WORK REQUIRED: Write out each line exactly as given. Leave the pictures out of your copy.

DATA EXTRACT:
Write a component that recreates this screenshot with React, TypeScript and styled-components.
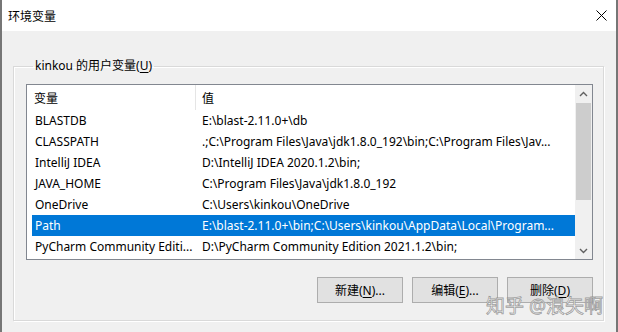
import React from "react";
import styled, { createGlobalStyle } from "styled-components";

const GlobalStyle = createGlobalStyle`
  html, body {
    margin: 0;
    padding: 0;
    background: #f0f0f0;
  }
  body {
    font-family: "Noto Sans", "Noto Sans CJK SC", sans-serif;
    font-size: 12px;
    color: #000;
  }
`;

const Window = styled.div`
  position: relative;
  width: 618px;
  height: 332px;
  box-sizing: border-box;
  border-left: 2px solid #767676;
  border-right: 2px solid #767676;
  background: #f0f0f0;
  overflow: hidden;
  display: flex;
  flex-direction: column;
`;

const TitleBar = styled.div`
  height: 31px;
  flex: none;
  background: #fff;
  display: flex;
  align-items: center;
  justify-content: space-between;
  padding: 0 9px 0 6px;
  font-size: 12px;
`;

const CloseBtn = styled.div`
  width: 12px;
  height: 12px;
  display: flex;
  align-items: center;
  justify-content: center;
`;

const Body = styled.div`
  flex: 1;
  padding: 27px 12px 0 11px;
`;

const Group = styled.fieldset`
  margin: 0;
  padding: 10px 10px 17px 12px;
  border: 1px solid #d9d9d9;
  box-shadow: 1px 1px 0 #fff, inset 1px 1px 0 #fff;
  min-width: 0;
`;

const Legend = styled.legend`
  margin-left: 7px;
  padding: 0 2px;
  line-height: 16px;
`;

const Underline = styled.span`
  text-decoration: underline;
  text-underline-offset: 2px;
`;

const ListView = styled.div`
  height: 176px;
  box-sizing: border-box;
  border: 1px solid #828790;
  background: #fff;
  display: flex;
`;

const ListContent = styled.div`
  flex: 1;
  min-width: 0;
  display: flex;
  flex-direction: column;
`;

const Header = styled.div`
  height: 25px;
  display: grid;
  grid-template-columns: 168px 1fr;
  align-items: center;
`;

const HeadCell = styled.div<{ $divider?: boolean }>`
  height: 100%;
  display: flex;
  align-items: center;
  padding-left: ${(p) => (p.$divider ? "6px" : "7px")};
  border-left: ${(p) => (p.$divider ? "1px solid #e5e5e5" : "none")};
`;

const Row = styled.div<{ $selected?: boolean }>`
  height: 21px;
  margin-left: 5px;
  display: grid;
  grid-template-columns: 163px 1fr;
  align-items: center;
  background: ${(p) => (p.$selected ? "#0078d7" : "transparent")};
  color: ${(p) => (p.$selected ? "#fff" : "#000")};
`;

const Cell = styled.div<{ $second?: boolean }>`
  padding-left: ${(p) => (p.$second ? "7px" : "3px")};
  white-space: nowrap;
  overflow: hidden;
`;

const ScrollBar = styled.div`
  width: 17px;
  flex: none;
  background: #f0f0f0;
  display: flex;
  flex-direction: column;
`;

const ArrowBtn = styled.div`
  height: 17px;
  display: flex;
  align-items: center;
  justify-content: center;
`;

const Track = styled.div`
  flex: 1;
  padding: 1px 1px 0 1px;
`;

const Thumb = styled.div`
  height: 97px;
  background: #cdcdcd;
`;

const ButtonRow = styled.div`
  display: flex;
  justify-content: flex-end;
  gap: 9px;
  margin-top: 17px;
`;

const Button = styled.button`
  width: 86px;
  height: 26px;
  box-sizing: border-box;
  border: 1px solid #adadad;
  background: #e1e1e1;
  font-family: inherit;
  font-size: 12px;
  color: #000;
  padding: 0;
`;

const Watermark = styled.div`
  position: absolute;
  left: 484px;
  top: 291px;
  font-size: 19px;
  color: rgba(255, 255, 255, 0.95);
  -webkit-text-stroke: 0.8px rgba(140, 140, 140, 0.85);
  white-space: nowrap;
  pointer-events: none;
`;

const rows: [string, string][] = [
  ["BLASTDB", "E:\\blast-2.11.0+\\db"],
  ["CLASSPATH", ".;C:\\Program Files\\Java\\jdk1.8.0_192\\bin;C:\\Program Files\\Jav..."],
  ["IntelliJ IDEA", "D:\\IntelliJ IDEA 2020.1.2\\bin;"],
  ["JAVA_HOME", "C:\\Program Files\\Java\\jdk1.8.0_192"],
  ["OneDrive", "C:\\Users\\kinkou\\OneDrive"],
  ["Path", "E:\\blast-2.11.0+\\bin;C:\\Users\\kinkou\\AppData\\Local\\Program..."],
  ["PyCharm Community Editi...", "D:\\PyCharm Community Edition 2021.1.2\\bin;"],
];

const Chevron = ({ up }: { up?: boolean }) => (
  <svg width="9" height="6" viewBox="0 0 9 6">
    <polyline
      points={up ? "1,5 4.5,1.5 8,5" : "1,1 4.5,4.5 8,1"}
      fill="none"
      stroke="#606060"
      strokeWidth="1.4"
    />
  </svg>
);

export default function App() {
  return (
    <>
      <GlobalStyle />
      <Window>
        <TitleBar>
          <span>环境变量</span>
          <CloseBtn>
            <svg width="11" height="11" viewBox="0 0 11 11">
              <line x1="0.5" y1="0.5" x2="10.5" y2="10.5" stroke="#000" strokeWidth="1" />
              <line x1="10.5" y1="0.5" x2="0.5" y2="10.5" stroke="#000" strokeWidth="1" />
            </svg>
          </CloseBtn>
        </TitleBar>
        <Body>
          <Group>
            <Legend>
              kinkou 的用户变量(<Underline>U</Underline>)
            </Legend>
            <ListView>
              <ListContent>
                <Header>
                  <HeadCell>变量</HeadCell>
                  <HeadCell $divider>值</HeadCell>
                </Header>
                {rows.map(([name, value]) => (
                  <Row key={name} $selected={name === "Path"}>
                    <Cell>{name}</Cell>
                    <Cell $second>{value}</Cell>
                  </Row>
                ))}
              </ListContent>
              <ScrollBar>
                <ArrowBtn>
                  <Chevron up />
                </ArrowBtn>
                <Track>
                  <Thumb />
                </Track>
                <ArrowBtn>
                  <Chevron />
                </ArrowBtn>
              </ScrollBar>
            </ListView>
            <ButtonRow>
              <Button>
                新建(<Underline>N</Underline>)...
              </Button>
              <Button>
                编辑(<Underline>E</Underline>)...
              </Button>
              <Button>
                删除(<Underline>D</Underline>)
              </Button>
            </ButtonRow>
          </Group>
        </Body>
        <Watermark>知乎 @浪矢啊</Watermark>
      </Window>
    </>
  );
}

ANSWER BELOW:
Write a component that recreates this screenshot with React, TypeScript and styled-components.
import React from "react";
import styled, { createGlobalStyle } from "styled-components";

const GlobalStyle = createGlobalStyle`
  html, body {
    margin: 0;
    padding: 0;
    background: #f0f0f0;
  }
  body {
    font-family: "Noto Sans", "Noto Sans CJK SC", sans-serif;
    font-size: 12px;
    color: #000;
  }
`;

const Window = styled.div`
  position: relative;
  width: 618px;
  height: 332px;
  box-sizing: border-box;
  border-left: 2px solid #767676;
  border-right: 2px solid #767676;
  background: #f0f0f0;
  overflow: hidden;
  display: flex;
  flex-direction: column;
`;

const TitleBar = styled.div`
  height: 31px;
  flex: none;
  background: #fff;
  display: flex;
  align-items: center;
  justify-content: space-between;
  padding: 0 9px 0 6px;
  font-size: 12px;
`;

const CloseBtn = styled.div`
  width: 12px;
  height: 12px;
  display: flex;
  align-items: center;
  justify-content: center;
`;

const Body = styled.div`
  flex: 1;
  padding: 27px 12px 0 11px;
`;

const Group = styled.fieldset`
  margin: 0;
  padding: 10px 10px 17px 12px;
  border: 1px solid #d9d9d9;
  box-shadow: 1px 1px 0 #fff, inset 1px 1px 0 #fff;
  min-width: 0;
`;

const Legend = styled.legend`
  margin-left: 7px;
  padding: 0 2px;
  line-height: 16px;
`;

const Underline = styled.span`
  text-decoration: underline;
  text-underline-offset: 2px;
`;

const ListView = styled.div`
  height: 176px;
  box-sizing: border-box;
  border: 1px solid #828790;
  background: #fff;
  display: flex;
`;

const ListContent = styled.div`
  flex: 1;
  min-width: 0;
  display: flex;
  flex-direction: column;
`;

const Header = styled.div`
  height: 25px;
  display: grid;
  grid-template-columns: 168px 1fr;
  align-items: center;
`;

const HeadCell = styled.div<{ $divider?: boolean }>`
  height: 100%;
  display: flex;
  align-items: center;
  padding-left: ${(p) => (p.$divider ? "6px" : "7px")};
  border-left: ${(p) => (p.$divider ? "1px solid #e5e5e5" : "none")};
`;

const Row = styled.div<{ $selected?: boolean }>`
  height: 21px;
  margin-left: 5px;
  display: grid;
  grid-template-columns: 163px 1fr;
  align-items: center;
  background: ${(p) => (p.$selected ? "#0078d7" : "transparent")};
  color: ${(p) => (p.$selected ? "#fff" : "#000")};
`;

const Cell = styled.div<{ $second?: boolean }>`
  padding-left: ${(p) => (p.$second ? "7px" : "3px")};
  white-space: nowrap;
  overflow: hidden;
`;

const ScrollBar = styled.div`
  width: 17px;
  flex: none;
  background: #f0f0f0;
  display: flex;
  flex-direction: column;
`;

const ArrowBtn = styled.div`
  height: 17px;
  display: flex;
  align-items: center;
  justify-content: center;
`;

const Track = styled.div`
  flex: 1;
  padding: 1px 1px 0 1px;
`;

const Thumb = styled.div`
  height: 97px;
  background: #cdcdcd;
`;

const ButtonRow = styled.div`
  display: flex;
  justify-content: flex-end;
  gap: 9px;
  margin-top: 17px;
`;

const Button = styled.button`
  width: 86px;
  height: 26px;
  box-sizing: border-box;
  border: 1px solid #adadad;
  background: #e1e1e1;
  font-family: inherit;
  font-size: 12px;
  color: #000;
  padding: 0;
`;

const Watermark = styled.div`
  position: absolute;
  left: 484px;
  top: 291px;
  font-size: 19px;
  color: rgba(255, 255, 255, 0.95);
  -webkit-text-stroke: 0.8px rgba(140, 140, 140, 0.85);
  white-space: nowrap;
  pointer-events: none;
`;

const rows: [string, string][] = [
  ["BLASTDB", "E:\\blast-2.11.0+\\db"],
  ["CLASSPATH", ".;C:\\Program Files\\Java\\jdk1.8.0_192\\bin;C:\\Program Files\\Jav..."],
  ["IntelliJ IDEA", "D:\\IntelliJ IDEA 2020.1.2\\bin;"],
  ["JAVA_HOME", "C:\\Program Files\\Java\\jdk1.8.0_192"],
  ["OneDrive", "C:\\Users\\kinkou\\OneDrive"],
  ["Path", "E:\\blast-2.11.0+\\bin;C:\\Users\\kinkou\\AppData\\Local\\Program..."],
  ["PyCharm Community Editi...", "D:\\PyCharm Community Edition 2021.1.2\\bin;"],
];

const Chevron = ({ up }: { up?: boolean }) => (
  <svg width="9" height="6" viewBox="0 0 9 6">
    <polyline
      points={up ? "1,5 4.5,1.5 8,5" : "1,1 4.5,4.5 8,1"}
      fill="none"
      stroke="#606060"
      strokeWidth="1.4"
    />
  </svg>
);

export default function App() {
  return (
    <>
      <GlobalStyle />
      <Window>
        <TitleBar>
          <span>环境变量</span>
          <CloseBtn>
            <svg width="11" height="11" viewBox="0 0 11 11">
              <line x1="0.5" y1="0.5" x2="10.5" y2="10.5" stroke="#000" strokeWidth="1" />
              <line x1="10.5" y1="0.5" x2="0.5" y2="10.5" stroke="#000" strokeWidth="1" />
            </svg>
          </CloseBtn>
        </TitleBar>
        <Body>
          <Group>
            <Legend>
              kinkou 的用户变量(<Underline>U</Underline>)
            </Legend>
            <ListView>
              <ListContent>
                <Header>
                  <HeadCell>变量</HeadCell>
                  <HeadCell $divider>值</HeadCell>
                </Header>
                {rows.map(([name, value]) => (
                  <Row key={name} $selected={name === "Path"}>
                    <Cell>{name}</Cell>
                    <Cell $second>{value}</Cell>
                  </Row>
                ))}
              </ListContent>
              <ScrollBar>
                <ArrowBtn>
                  <Chevron up />
                </ArrowBtn>
                <Track>
                  <Thumb />
                </Track>
                <ArrowBtn>
                  <Chevron />
                </ArrowBtn>
              </ScrollBar>
            </ListView>
            <ButtonRow>
              <Button>
                新建(<Underline>N</Underline>)...
              </Button>
              <Button>
                编辑(<Underline>E</Underline>)...
              </Button>
              <Button>
                删除(<Underline>D</Underline>)
              </Button>
            </ButtonRow>
          </Group>
        </Body>
        <Watermark>知乎 @浪矢啊</Watermark>
      </Window>
    </>
  );
}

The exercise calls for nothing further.